I am trying to find the Cayley Graph the group $$G=\langle a,b\mid a^2,b^2,(ab)^2\rangle.$$
It is easy to prove that $G$ is isomorphic to the dihedral group $D_4$, and $G$ must have $8$ elements.
I am not able to find all of the elements.
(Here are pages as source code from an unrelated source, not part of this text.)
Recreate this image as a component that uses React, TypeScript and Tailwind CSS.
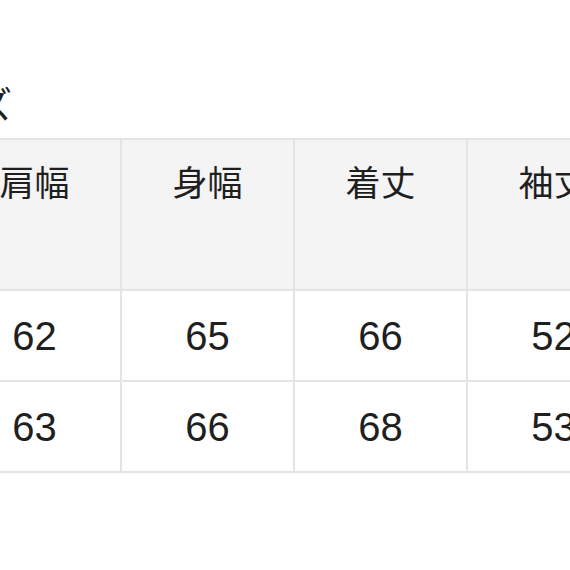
const HEADERS = ['肩幅', '身幅', '着丈', '袖丈'];
const ROWS = [
  ['62', '65', '66', '52'],
  ['63', '66', '68', '53'],
];

export default function App() {
  return (
    <div
      className="h-[570px] w-[570px] overflow-hidden bg-white text-[#1f1f1f]"
      style={{ fontFamily: '"Liberation Sans", "Noto Sans CJK JP", sans-serif' }}
    >
      <div className="pt-[88px]">
        <div className="-ml-[98px] whitespace-nowrap text-[37px] leading-none">サイズ</div>
        <table className="mt-[13px] -ml-[53px] w-[694px] table-fixed border-collapse">
          <thead>
            <tr>
              {HEADERS.map((h) => (
                <th
                  key={h}
                  className="h-[151px] border-2 border-[#e4e4e4] bg-[#f4f4f4] pt-[19px] align-top text-[35px] font-normal leading-[1.4]"
                >
                  {h}
                </th>
              ))}
            </tr>
          </thead>
          <tbody>
            {ROWS.map((row, i) => (
              <tr key={i}>
                {row.map((v, j) => (
                  <td
                    key={j}
                    className="h-[91px] border-2 border-[#e4e4e4] text-center align-middle text-[40px] leading-none"
                  >
                    {v}
                  </td>
                ))}
              </tr>
            ))}
          </tbody>
        </table>
      </div>
    </div>
  );
}
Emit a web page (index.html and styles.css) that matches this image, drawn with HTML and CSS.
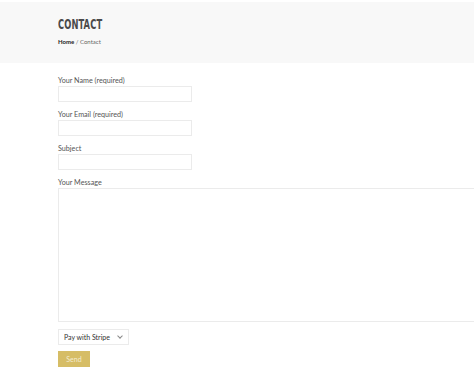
FILE: index.html
```html
<!DOCTYPE html>
<html lang="en">
<head>
    <meta charset="utf-8">
    <title>Contact</title>
    <link rel="stylesheet" href="styles.css">
</head>
<body>
    <header class="titelbar">
        <div class="wrap">
            <h1>CONTACT</h1>
            <p class="crumbs"><a href="#">Home</a> / Contact</p>
        </div>
    </header>

    <form class="kontakt wrap">
        <label>Your Name (required)</label>
        <input type="text" class="felt">
        <label>Your Email (required)</label>
        <input type="text" class="felt">
        <label>Subject</label>
        <input type="text" class="felt">
        <label>Your Message</label>
        <textarea class="besked"></textarea>
        <div class="vaelg">Pay with Stripe <span class="pil"></span></div>
        <button type="button" class="send">Send</button>
    </form>
</body>
</html>
```

FILE: styles.css
```css
* {
    margin: 0;
    padding: 0;
    box-sizing: border-box;
}

body {
    font-family: Lato, "Open Sans", sans-serif;
    color: #444;
    background: #fff;
    overflow: hidden;
}

.wrap {
    padding-left: 58px;
}

/* Titel bar */
.titelbar {
    margin-top: 2px;
    height: 61px;
    background: #f8f8f8;
    padding-top: 11px;
}

h1 {
    display: inline-block;
    font-family: "DejaVu Sans Condensed", sans-serif;
    font-weight: bold;
    font-size: 14px;
    letter-spacing: 0.2px;
    color: #4a4a4a;
    line-height: 14px;
    transform: scaleX(0.66);
    transform-origin: left center;
}

.crumbs {
    margin-top: 6px;
    font-size: 6px;
    color: #666;
}

.crumbs a {
    color: #222;
    text-decoration: none;
    font-weight: bold;
}

/* Formular */
.kontakt {
    display: flex;
    flex-direction: column;
    align-items: flex-start;
    padding-top: 13px;
}

label {
    font-size: 7.2px;
    color: #555;
    line-height: 10px;
}

.felt {
    width: 134px;
    height: 16px;
    border: 1px solid #ebebeb;
    background: #fff;
    margin-bottom: 8px;
}

.besked {
    width: 430px;
    height: 134px;
    border: 1px solid #ebebeb;
    resize: none;
    margin-bottom: 7px;
}

.vaelg {
    display: flex;
    align-items: center;
    gap: 8px;
    height: 16px;
    padding: 0 6px 0 5px;
    border: 1px solid #ebebeb;
    font-size: 7px;
    color: #333;
}

.pil {
    width: 4px;
    height: 4px;
    border-right: 1px solid #888;
    border-bottom: 1px solid #888;
    transform: rotate(45deg);
    margin-top: -3px;
}

.send {
    margin-top: 6px;
    width: 32px;
    height: 16px;
    border: none;
    background: #d6bd66;
    color: #f4ecd0;
    font-family: Lato, sans-serif;
    font-size: 7px;
}
```
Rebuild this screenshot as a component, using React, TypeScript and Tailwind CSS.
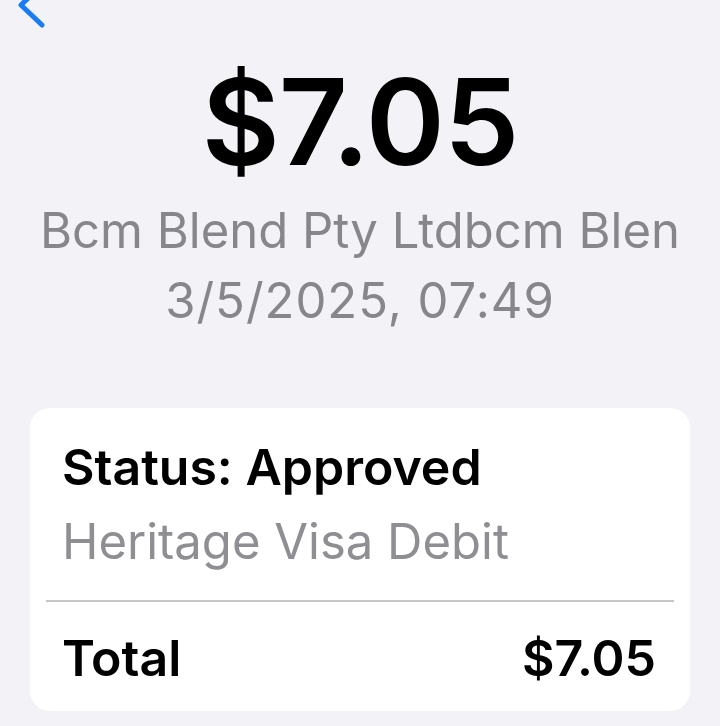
import React from "react";

export default function App() {
  return (
    <div
      className="w-[720px] h-[726px] bg-[#f2f2f7] overflow-hidden flex flex-col"
      style={{ fontFamily: "Inter, 'Noto Sans', sans-serif" }}
    >
      <div className="h-[30px] relative shrink-0">
        <svg
          className="absolute left-0 top-[-20px]"
          width="50"
          height="50"
          viewBox="0 0 50 50"
          fill="none"
        >
          <path
            d="M42 5 L21 25 L42 45"
            stroke="#1a7cf5"
            strokeWidth="5"
            strokeLinecap="round"
            strokeLinejoin="round"
          />
        </svg>
      </div>
      <div className="flex flex-col items-center">
        <div className="text-[120px] leading-[140px] font-semibold text-black tracking-[-1px] mt-[22px]">
          $7.05
        </div>
        <div className="text-[49px] leading-[58px] text-[#86868b] mt-[10px]">
          Bcm Blend Pty Ltdbcm Blen
        </div>
        <div className="text-[49px] leading-[58px] text-[#86868b] mt-[12px] tracking-[1px]">
          3/5/2025, 07:49
        </div>
      </div>
      <div className="mx-[30px] mt-[78px] bg-white rounded-[20px] pl-[32px] pr-[34px] pt-[24px] pb-[18px]">
        <div className="text-[50px] leading-[70px] font-semibold text-black">
          Status: Approved
        </div>
        <div className="text-[49px] leading-[70px] text-[#8e8e93] mt-[5px]">
          Heritage Visa Debit
        </div>
        <div className="h-[2px] bg-[#c6c6c8] mt-[23px] -ml-[16px] -mr-[18px]" />
        <div className="flex justify-between items-center mt-[21px]">
          <span className="text-[50px] leading-[70px] font-semibold text-black">Total</span>
          <span className="text-[50px] leading-[70px] font-semibold text-black">$7.05</span>
        </div>
      </div>
    </div>
  );
}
Any help would be appreciated
Lemma: For any $x$ in a group $H$, we have $$x^2=e\iff x=x^{-1}.$$
Proof: Let $x\in H$. Suppose $x^2=e$. Multiply by $x^{-1}$ on, say, the left. Then
$$\begin{align} x^{-1}&=x^{-1}e\\ &=x^{-1}x^2\\ &=(x^{-1}x)x\\ &=ex\\ &=x. \end{align}$$
Conversely, suppose $x=x^{-1}$. Multiply on, say, the right by $x$. Then $x^2=xx=x^{-1}x=e$. $\square$
Since $a^2=b^2=(ab)^2=e,$ we have
$$\begin{align} ab&=(ab)^{-1}\\ &=b^{-1}a^{-1}\\ &=ba, \end{align}$$
so that, via Tietze transformations, the presentation is isomorphic to
$$\langle a,b\mid a^2, b^2, ab=ba\rangle,$$
which is a presentation for the Klein four group (as it is the direct product of $\Bbb Z_2$ with itself), the Cayley graph for which is easy to find.
It should look like this:
This image was found here.
The red arrows are multiplying by $a$; the green arrows, by $b$; and the blue, $ab$.